Paola Igliori interviewed Allen to include in her book American Magus Harry Smith: A Modern Alchemist for her now defunct Inanout Press. American Magus is unfortunately long out of print, and the few copies out there are fetching upwards of $75. It’s definitely worth it for anyone seriously interested in Smith, as it includes interviews with & stories by Lionel Ziprin, Folkways Records’ Moe Asch, Rosebud Pettet (Harry’s spiritual wife), Robert Frank, Bill Breeze, and many others.
What’s the first memory you have of Harry?
I heard about him before I met him, from Jordan Belson, who lived on Montgomery Street up the block from me in San Francisco, a filmmaker who had learned a lot from Harry. Harry originally came from Seattle, then in Berkeley as part of what was called “The Berkeley Renaissance” in 1948—around Robert Duncan, Jack Spicer, and other poets studying medieval history. I don’t think Harry was matriculated, but I think he had worked with Kroeber, I’m not sure—the anthropologist. While we were sniffing ether, Jordan told me about Harry, this polymath brilliant fellow who’d invented the machinery for making light shows and had left that behind when he left San Francisco. The people working on rock concert light shows developed their multimedia Fillmore West wall-collage projections from Harry’s equipment, including the idea of mixing oils or colors on a mirror which was then projected on the wall: liquid psychedelic flowing moving images.

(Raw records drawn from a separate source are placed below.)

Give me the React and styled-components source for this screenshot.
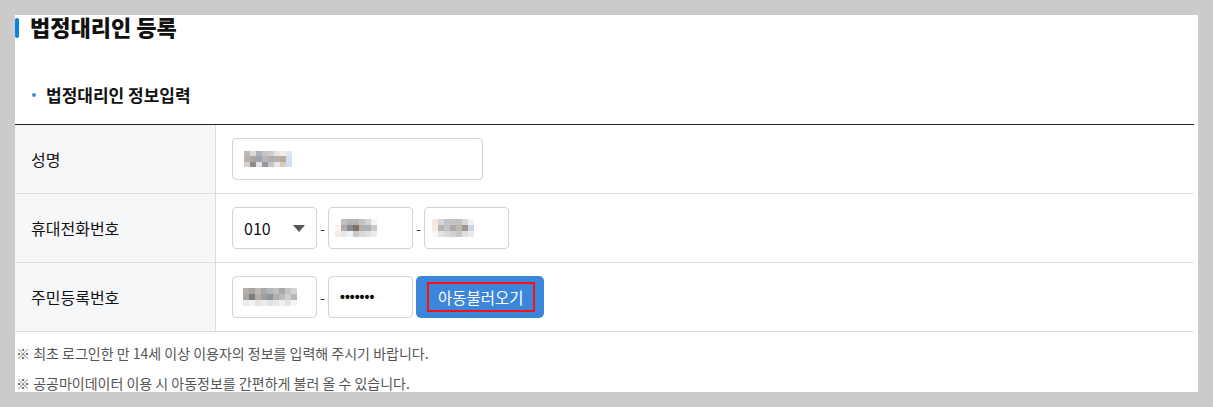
import React from "react";
import styled, { createGlobalStyle } from "styled-components";

const Global = createGlobalStyle`
  html, body { margin: 0; padding: 0; background: #cbcbcb; }
  body { font-family: "Noto Sans CJK KR", "Noto Sans", sans-serif; color: #111; }
  * { box-sizing: border-box; }
`;

const Panel = styled.div`
  margin: 15px 0 0 15px;
  width: 1183px;
  height: 377px;
  background: #fff;
  padding-right: 4px;
`;

const TitleRow = styled.div`
  display: flex;
  align-items: flex-start;
`;

const TitleBar = styled.span`
  width: 4px;
  height: 20px;
  margin-top: 3px;
  border-radius: 2px;
  background: #0a84e4;
  margin-right: 11px;
`;

const Title = styled.h1`
  margin: 0;
  font-size: 22px;
  line-height: 22px;
  font-weight: 900;
  color: #111;
  padding-bottom: 1px;
`;

const SubTitle = styled.h2`
  display: flex;
  align-items: center;
  margin: 47px 0 19px;
  padding-left: 17px;
  font-size: 17px;
  line-height: 20px;
  font-weight: 700;
  color: #111;
`;

const Dot = styled.span`
  width: 4px;
  height: 4px;
  border-radius: 50%;
  background: #3d8fe6;
  margin-right: 10px;
`;

const FormTable = styled.div`
  border-top: 1px solid #222;
`;

const Row = styled.div`
  display: flex;
  height: 69px;
  border-bottom: 1px solid #dcdcdc;
`;

const Label = styled.div`
  width: 201px;
  flex: none;
  display: flex;
  align-items: center;
  padding-left: 16px;
  background: #f6f7f9;
  border-right: 1px solid #dcdcdc;
  font-size: 16px;
  color: #111;
`;

const Cell = styled.div`
  flex: 1;
  display: flex;
  align-items: center;
  padding-left: 16px;
`;

const Field = styled.div`
  width: ${(p) => p.$w}px;
  height: 42px;
  border: 1px solid #d2d2d2;
  border-radius: 4px;
  display: flex;
  align-items: center;
  padding-left: ${(p) => p.$inset ?? 11}px;
  background: #fff;
`;

const SelectBox = styled(Field)`
  justify-content: space-between;
  padding-right: 11px;
  font-size: 16px;
  color: #111;
`;

const Dash = styled.span`
  width: 11px;
  text-align: center;
  font-size: 14px;
  color: #333;
`;

const Dots = styled.span`
  font-family: "Liberation Sans", Arial, sans-serif;
  font-size: 14px;
  font-weight: 700;
  color: #111;
`;

const MosaicGrid = styled.div`
  display: grid;
  grid-template-columns: repeat(${(p) => p.$cols}, ${(p) => p.$cw}px);
  grid-auto-rows: ${(p) => p.$ch}px;
`;

const Pix = styled.span`
  display: block;
`;

const Button = styled.button`
  margin-left: 3px;
  height: 42px;
  padding: 0 9px 0 11px;
  border: none;
  border-radius: 5px;
  background: #3b86db;
  display: flex;
  align-items: center;
  cursor: pointer;
`;

const Highlight = styled.span`
  display: block;
  height: 30px;
  padding: 0 9px;
  border: 2px solid #ff1010;
  font-family: "Noto Sans CJK KR", sans-serif;
  font-size: 15.5px;
  line-height: 26px;
  color: #fff;
`;

const Notes = styled.div`
  height: 60px;
  overflow: hidden;
  padding-top: 6px;
  padding-left: 1px;
`;

const Note = styled.p`
  margin: 0;
  font-size: 14px;
  line-height: 30px;
  color: #555;
`;

const Mosaic = ({ rows, cw = 6, ch = 6 }) => (
  <MosaicGrid $cols={rows[0].length} $cw={cw} $ch={ch}>
    {rows.flat().map((c, i) => (
      <Pix key={i} style={{ background: c }} />
    ))}
  </MosaicGrid>
);

const nameRows = [
  ["#c0b9b4", "#dcdad6", "#aeb1b7", "#c5c4c7", "#cfcdcd", "#e4e4e4", "#f5ece2", "#dbe6f0"],
  ["#bab2ac", "#aaa7a4", "#a0a5ac", "#b9b7b6", "#b0aeaf", "#b9b1a7", "#b3aca2", "#d5e0ea"],
  ["#d3d0cd", "#8e8d8b", "#e0e3e5", "#9a969b", "#c3c4c5", "#e6e6e6", "#dccab6", "#d0def0"],
];
const phone2Rows = [
  ["#ffffff", "#c4bdb8", "#b2b6bc", "#b8b4b0", "#c4c4c6", "#d4d4d4", "#f4f4f4"],
  ["#fbf4ee", "#b2aaa4", "#868c94", "#7c726c", "#b4b0a8", "#aab2ba", "#cacaca"],
  ["#f6ede4", "#e8e8ea", "#f0f2f4", "#c8cace", "#d8d8da", "#e0e0e0", "#ececec"],
];
const phone3Rows = [
  ["#f4e8e0", "#d8d6d4", "#bfc2c8", "#c8c4c0", "#c4c2c0", "#d8d6d4", "#eef0f4"],
  ["#f2ece6", "#b8b2ae", "#c0c4ca", "#aeaaa8", "#bcb8b4", "#9e9690", "#ccd4de"],
  ["#faf8f6", "#e4e2e0", "#d8d8d8", "#d0d0d2", "#c8c8ca", "#e0e0e2", "#e8ecf0"],
];
const idRows = [
  ["#b4aea8", "#a8a4a2", "#bcb8b4", "#a8a6a6", "#b4b6b8", "#c0c0c2", "#a8a8aa", "#c4c4c4", "#d4d4d4"],
  ["#aaa6a4", "#7c7c84", "#b4aea6", "#a09e9e", "#8e949c", "#b0b0b2", "#bcbcbe", "#d0cfcc", "#b8b8bc"],
  ["#ecebea", "#f2f2f2", "#e6e4e2", "#ebebeb", "#e2e2e4", "#e8e8e8", "#f0f0f0", "#e4e4e4", "#f6f6f6"],
];

const Arrow = () => (
  <svg width="12" height="7" viewBox="0 0 12 7">
    <path d="M0 0 H12 L6 7 Z" fill="#555" />
  </svg>
);

export default function App() {
  return (
    <>
      <Global />
      <Panel>
        <TitleRow>
          <TitleBar />
          <Title>법정대리인 등록</Title>
        </TitleRow>
        <SubTitle>
          <Dot />
          법정대리인 정보입력
        </SubTitle>
        <FormTable>
          <Row>
            <Label>성명</Label>
            <Cell>
              <Field $w={251} $inset={11}>
                <Mosaic rows={nameRows} cw={6} ch={5.6} />
              </Field>
            </Cell>
          </Row>
          <Row>
            <Label>휴대전화번호</Label>
            <Cell>
              <SelectBox $w={85}>
                010
                <Arrow />
              </SelectBox>
              <Dash>-</Dash>
              <Field $w={85} $inset={6}>
                <Mosaic rows={phone2Rows} cw={6} ch={6.3} />
              </Field>
              <Dash>-</Dash>
              <Field $w={85} $inset={7}>
                <Mosaic rows={phone3Rows} cw={6} ch={6.3} />
              </Field>
            </Cell>
          </Row>
          <Row>
            <Label>주민등록번호</Label>
            <Cell>
              <Field $w={85} $inset={10}>
                <Mosaic rows={idRows} cw={6} ch={6} />
              </Field>
              <Dash>-</Dash>
              <Field $w={85} $inset={11}>
                <Dots>•••••••</Dots>
              </Field>
              <Button type="button">
                <Highlight>아동불러오기</Highlight>
              </Button>
            </Cell>
          </Row>
        </FormTable>
        <Notes>
          <Note>※ 최초 로그인한 만 14세 이상 이용자의 정보를 입력해 주시기 바랍니다.</Note>
          <Note>※ 공공마이데이터 이용 시 아동정보를 간편하게 불러 올 수 있습니다.</Note>
        </Notes>
      </Panel>
    </>
  );
}
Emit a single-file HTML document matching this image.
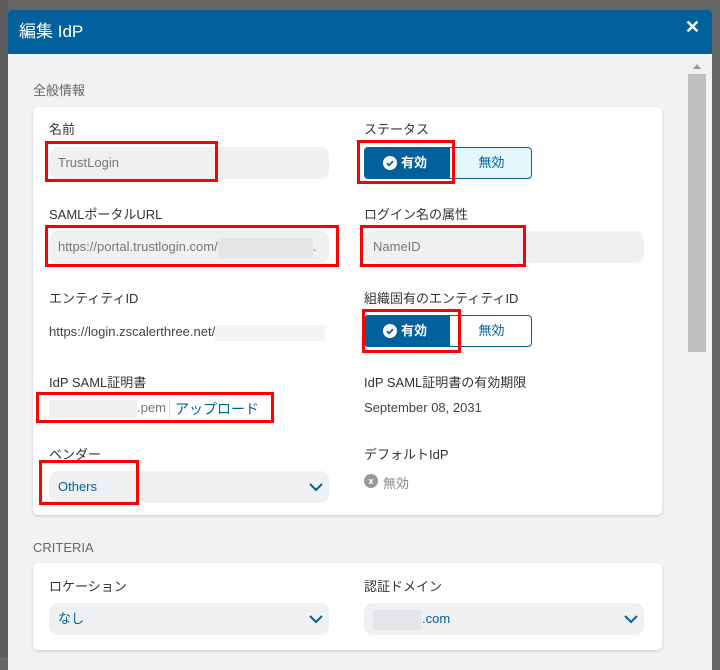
<!DOCTYPE html>
<html><head><meta charset="utf-8"><style>
*{box-sizing:border-box;margin:0;padding:0}
body{width:720px;height:657px;overflow:hidden;background:#666;font-family:"Liberation Sans","Noto Sans CJK JP",sans-serif;position:relative}
.a{position:absolute}
.modal{left:8px;top:10px;width:704px;height:660px;background:#f1f2f4;border-radius:3px 3px 0 0;overflow:hidden}
.hdr{left:8px;top:10px;width:704px;height:44px;background:#02609a;color:#fff;font-size:17px;line-height:44px;padding-left:11px;border-radius:3px 3px 0 0}
.card{background:#fff;border-radius:5px;box-shadow:0 1px 3px rgba(0,0,0,.15)}
.lbl{font-size:13px;color:#333}
.inp{background:#eff0f2;border-radius:9px;height:32px;font-size:13px;color:#777;line-height:32px;padding-left:9px}
.red{border:3px solid #f00}
.tog{height:32px;width:168px;border:1px solid #02609a;border-radius:4px;overflow:hidden;background:#e4f7fc}
.tog .on{position:absolute;left:0;top:0;width:85px;height:100%;background:#02609a;color:#fff;font-size:13px;font-weight:bold;line-height:30px;padding-left:36px}
.tog .off{position:absolute;left:85px;top:0;width:83px;height:100%;color:#02609a;font-size:13px;line-height:30px;text-align:center}
.chk{position:absolute;left:18px;top:8px;width:14px;height:14px;border-radius:50%;background:#fff}
.chk svg{display:block}
.sel{background:#eff0f2;border-radius:9px;height:32px;font-size:13px;color:#02609a;line-height:32px;padding-left:9px;width:280px}
.chev{position:absolute;right:6px;top:11px}
</style></head><body>
<div class="a" style="left:0;top:0;width:8px;height:657px;background:#5c5c5c"></div>
<div class="a modal"></div>
<div class="a hdr">編集 IdP</div>
<div class="a" style="left:685px;top:17px;color:#fff;font-size:18px;font-weight:bold">✕</div>
<div class="a" style="left:688px;top:58px;width:18px;height:600px;background:#f1f1f1"></div>
<div class="a" style="left:693px;top:64px;width:0;height:0;border-left:4px solid transparent;border-right:4px solid transparent;border-bottom:5px solid #999"></div>
<div class="a" style="left:688px;top:74px;width:18px;height:278px;background:#c1c1c1"></div>

<div class="a" style="left:33px;top:80px;font-size:13px;color:#666">全般情報</div>
<div class="a card" style="left:33px;top:107px;width:629px;height:408px"></div>

<div class="a lbl" style="left:49px;top:119px">名前</div>
<div class="a inp" style="left:49px;top:147px;width:280px">TrustLogin</div>
<div class="a red" style="left:45px;top:141px;width:173px;height:41px"></div>

<div class="a lbl" style="left:364px;top:119px">ステータス</div>
<div class="a tog" style="left:364px;top:147px"><div class="on"><div class="chk"><svg width="14" height="14"><path d="M4 7.2l2 2 4-4" stroke="#02609a" stroke-width="1.8" fill="none"/></svg></div>有効</div><div class="off">無効</div></div>
<div class="a red" style="left:357px;top:140px;width:98px;height:44px"></div>

<div class="a lbl" style="left:49px;top:204px">SAMLポータルURL</div>
<div class="a inp" style="left:49px;top:231px;width:280px">https://portal.trustlogin.com/<span style="display:inline-block;width:95px;height:20px;background:#e6e6e8;vertical-align:middle"></span>.</div>
<div class="a red" style="left:45px;top:225px;width:294px;height:42px"></div>

<div class="a lbl" style="left:364px;top:204px">ログイン名の属性</div>
<div class="a inp" style="left:364px;top:231px;width:280px">NameID</div>
<div class="a red" style="left:360px;top:225px;width:166px;height:42px"></div>

<div class="a lbl" style="left:49px;top:288px">エンティティID</div>
<div class="a" style="left:49px;top:324px;font-size:13px;color:#444">https://login.zscalerthree.net/<span style="display:inline-block;width:110px;height:16px;background:#f4f4f6;vertical-align:middle"></span></div>

<div class="a lbl" style="left:364px;top:288px">組織固有のエンティティID</div>
<div class="a tog" style="left:364px;top:315px;background:#fff"><div class="on"><div class="chk"><svg width="14" height="14"><path d="M4 7.2l2 2 4-4" stroke="#02609a" stroke-width="1.8" fill="none"/></svg></div>有効</div><div class="off">無効</div></div>
<div class="a red" style="left:362px;top:309px;width:99px;height:44px"></div>

<div class="a lbl" style="left:49px;top:372px">IdP SAML証明書</div>
<div class="a" style="left:49px;top:400px;width:88px;height:18px;background:#f0f0f2"></div>
<div class="a" style="left:137px;top:400px;font-size:13px;color:#777">.pem</div>
<div class="a" style="left:169px;top:399px;width:1px;height:20px;background:#ddd"></div>
<div class="a" style="left:175px;top:399px;font-size:14px;color:#02609a">アップロード</div>
<div class="a red" style="left:36px;top:392px;width:238px;height:31px"></div>

<div class="a lbl" style="left:364px;top:372px">IdP SAML証明書の有効期限</div>
<div class="a" style="left:364px;top:400px;font-size:13px;color:#444">September 08, 2031</div>

<div class="a lbl" style="left:49px;top:444px">ベンダー</div>
<div class="a sel" style="left:49px;top:471px">Others<svg class="chev" width="14" height="10"><path d="M1 2l6 6 6-6" stroke="#02609a" stroke-width="2" fill="none"/></svg></div>
<div class="a red" style="left:39px;top:460px;width:100px;height:45px"></div>

<div class="a lbl" style="left:364px;top:444px">デフォルトIdP</div>
<div class="a" style="left:364px;top:474px;width:14px;height:14px;border-radius:50%;background:#999;color:#fff;font-size:9px;line-height:14px;text-align:center;font-weight:bold">x</div>
<div class="a" style="left:383px;top:473px;font-size:13px;color:#888">無効</div>

<div class="a" style="left:33px;top:540px;font-size:13px;color:#666">CRITERIA</div>
<div class="a card" style="left:33px;top:563px;width:629px;height:87px"></div>
<div class="a lbl" style="left:49px;top:576px">ロケーション</div>
<div class="a sel" style="left:49px;top:603px">なし<svg class="chev" width="14" height="10"><path d="M1 2l6 6 6-6" stroke="#02609a" stroke-width="2" fill="none"/></svg></div>
<div class="a lbl" style="left:364px;top:576px">認証ドメイン</div>
<div class="a sel" style="left:364px;top:603px"><span style="display:inline-block;width:49px;height:20px;background:#e4e5e8;vertical-align:middle"></span>.com<svg class="chev" width="14" height="10"><path d="M1 2l6 6 6-6" stroke="#02609a" stroke-width="2" fill="none"/></svg></div>
</body></html>
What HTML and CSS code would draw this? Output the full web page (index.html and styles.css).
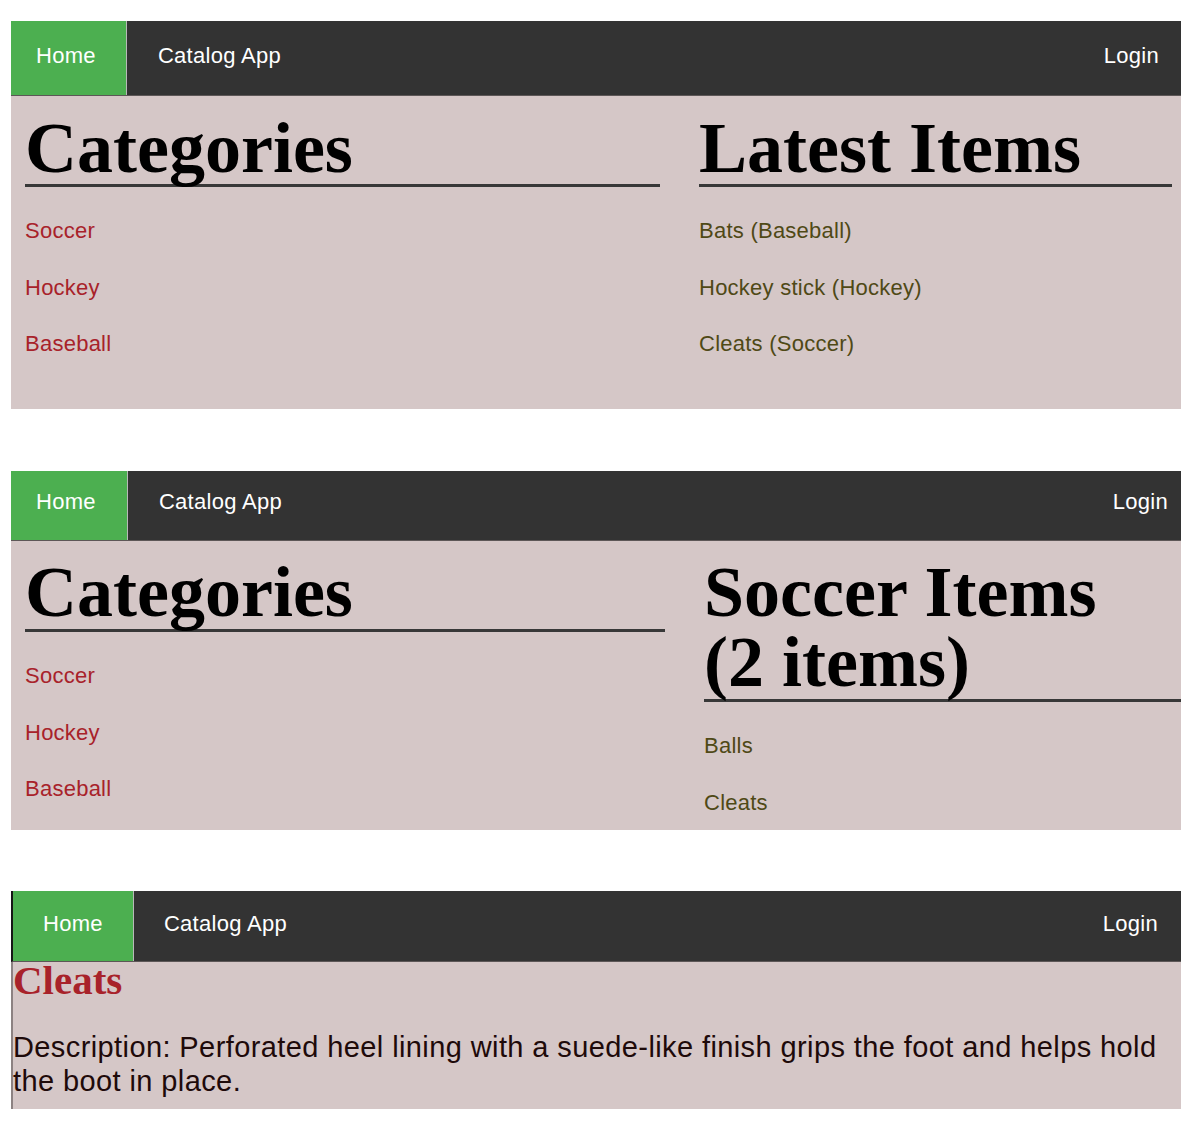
FILE: index.html
```html
<!DOCTYPE html>
<html lang="en">
<head>
<meta charset="utf-8">
<title>Catalog App</title>
<link rel="stylesheet" href="styles.css">
</head>
<body>
<div class="page">

  <section class="shot shot-1">
    <nav class="topnav">
      <a class="nav-link nav-home" href="#">Home</a>
      <a class="nav-link nav-brand" href="#">Catalog App</a>
      <a class="nav-link nav-login" href="#">Login</a>
    </nav>
    <div class="content columns">
      <div class="col">
        <h1 class="col-title">Categories</h1>
        <ul class="link-list">
          <li><a class="cat-link" href="#">Soccer</a></li>
          <li><a class="cat-link" href="#">Hockey</a></li>
          <li><a class="cat-link" href="#">Baseball</a></li>
        </ul>
      </div>
      <div class="col">
        <h1 class="col-title">Latest Items</h1>
        <ul class="link-list">
          <li><a class="item-link" href="#">Bats (Baseball)</a></li>
          <li><a class="item-link" href="#">Hockey stick (Hockey)</a></li>
          <li><a class="item-link" href="#">Cleats (Soccer)</a></li>
        </ul>
      </div>
    </div>
  </section>

  <section class="shot shot-2">
    <nav class="topnav">
      <a class="nav-link nav-home" href="#">Home</a>
      <a class="nav-link nav-brand" href="#">Catalog App</a>
      <a class="nav-link nav-login" href="#">Login</a>
    </nav>
    <div class="content columns">
      <div class="col">
        <h1 class="col-title">Categories</h1>
        <ul class="link-list">
          <li><a class="cat-link" href="#">Soccer</a></li>
          <li><a class="cat-link" href="#">Hockey</a></li>
          <li><a class="cat-link" href="#">Baseball</a></li>
        </ul>
      </div>
      <div class="col">
        <h1 class="col-title">Soccer Items <span class="nowrap">(2 items)</span></h1>
        <ul class="link-list">
          <li><a class="item-link" href="#">Balls</a></li>
          <li><a class="item-link" href="#">Cleats</a></li>
        </ul>
      </div>
    </div>
  </section>

  <section class="shot shot-3">
    <nav class="topnav">
      <a class="nav-link nav-home" href="#">Home</a>
      <a class="nav-link nav-brand" href="#">Catalog App</a>
      <a class="nav-link nav-login" href="#">Login</a>
    </nav>
    <div class="content detail">
      <h2 class="item-title">Cleats</h2>
      <p class="item-desc">Description: Perforated heel lining with a suede-like finish grips the foot and helps hold the boot in place.</p>
    </div>
  </section>

</div>
</body>
</html>
```

FILE: styles.css
```css
* {
  box-sizing: border-box;
}

html, body {
  margin: 0;
  padding: 0;
  background: #ffffff;
}

body {
  font-family: "Liberation Sans", Arial, Helvetica, sans-serif;
}

.page {
  display: flex;
  flex-direction: column;
  padding: 21px 21px 0 11px;
}

.shot {
  --nav-pt: 22px;
  --nav-pb: 27px;
  --home-pl: 25px;
  --home-pr: 30px;
  --brand-pl: 31px;
  --login-pr: 22px;
}

.shot-2 {
  margin-top: 62px;
  --nav-pt: 18px;
  --nav-pb: 26px;
  --home-pl: 25px;
  --home-pr: 31px;
  --brand-pl: 31px;
  --login-pr: 13px;
}

.shot-3 {
  margin-top: 61px;
  --nav-pt: 20px;
  --nav-pb: 25px;
  --home-pl: 30px;
  --home-pr: 30px;
  --brand-pl: 30px;
  --login-pr: 23px;
}

/* ---------- top navigation ---------- */
.topnav {
  display: flex;
  align-items: stretch;
  background: #333333;
  border-bottom: 1px solid #5d5757;
}

.nav-link {
  display: block;
  color: #ffffff;
  text-decoration: none;
  font-size: 22px;
  letter-spacing: 0.3px;
  line-height: 25px;
  padding-top: var(--nav-pt);
  padding-bottom: var(--nav-pb);
}

.nav-home {
  background: #4caf50;
  padding-left: var(--home-pl);
  padding-right: var(--home-pr);
  border-right: 1px solid #b9b9b9;
}

.nav-brand {
  padding-left: var(--brand-pl);
}

.nav-login {
  margin-left: auto;
  padding-right: var(--login-pr);
}

/* ---------- content ---------- */
.content {
  background: #d5c7c7;
}

.columns {
  display: grid;
  grid-template-columns: 635px 473px;
  column-gap: 39px;
  padding: 16px 9px 53px 14px;
  align-items: start;
}

.shot-2 .columns {
  grid-template-columns: 640px 477px;
  padding: 16px 0 15px 14px;
}

.col-title {
  margin: 0;
  font-family: "Liberation Serif", "Times New Roman", serif;
  font-weight: bold;
  font-size: 72px;
  line-height: 72px;
  color: #000000;
  border-bottom: 3px solid #383838;
}

.shot-2 .col-title {
  line-height: 70px;
  padding-bottom: 2px;
}

.nowrap {
  white-space: nowrap;
}

.link-list {
  list-style: none;
  margin: 31px 0 0;
  padding: 0;
  display: flex;
  flex-direction: column;
  gap: 31.5px;
}

.link-list li {
  font-size: 22px;
  letter-spacing: 0.25px;
  line-height: 25px;
}

.cat-link,
.item-link {
  text-decoration: none;
}

.cat-link {
  color: #a8222a;
}

.item-link {
  color: #4f4916;
}

/* ---------- detail page ---------- */
.shot-3 .topnav {
  border-left: 2px solid #161616;
}

.detail {
  border-left: 2px solid #8c8282;
  padding: 0 0 11px 0;
}

.item-title {
  margin: 0;
  font-family: "Liberation Serif", "Times New Roman", serif;
  font-weight: bold;
  font-size: 41px;
  line-height: 36px;
  color: #a8222a;
}

.item-desc {
  margin: 32px 0 0;
  font-size: 29px;
  letter-spacing: 0.4px;
  line-height: 34px;
  color: #1e0a0a;
}
```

He told me enough about him so that when I was in New York later in 1959 I went to the Five Spot to listen to Thelonious Monk night after night. The Five Spot was then on the Bowery—a regular classic jazz club where once I saw Lester Young, and Monk was a regular for several months. And I noticed there was an old guy, with a familiar face, someone I dimly recognized from a description, slightly hunchback, short, magical-looking, in a funny way gnomish or dwarfish, same time dignified. He was sitting at a table by the piano towards the kitchen making little marks on a piece of paper. I said to myself, “Is that Harry Smith?—I’ll go over and ask him.” And it turned out to be Harry Smith. I asked him what he was doing, marking on the paper. He said he was calculating whether Thelonious Monk was hitting the piano before or after the beat—trying to notate the syncopation of Thelonious Monk’s piano. But I asked him why he was keeping this track record of the syncopation or retards that Monk was making, never coming quite on the beat but always aware of the beat. He said it was because he was calculating the variants. Then I asked him why he was interested in it, this is almost an Hermetic or magical study. I understood he was interested in Crowley, magic, in numbers, in esoteric systems, Theosophy, and he was also a member of the O.T.O. But he had practical use for it. He was making animated collages and he needed the exact tempo of Monk’s changes and punctuations of time in order to synchronize the collages and hand-drawn frame-by-frame abstractions with Monk’s music. He was working frame-by-frame so it was possible for him to do that, but he needed some kind of scheme.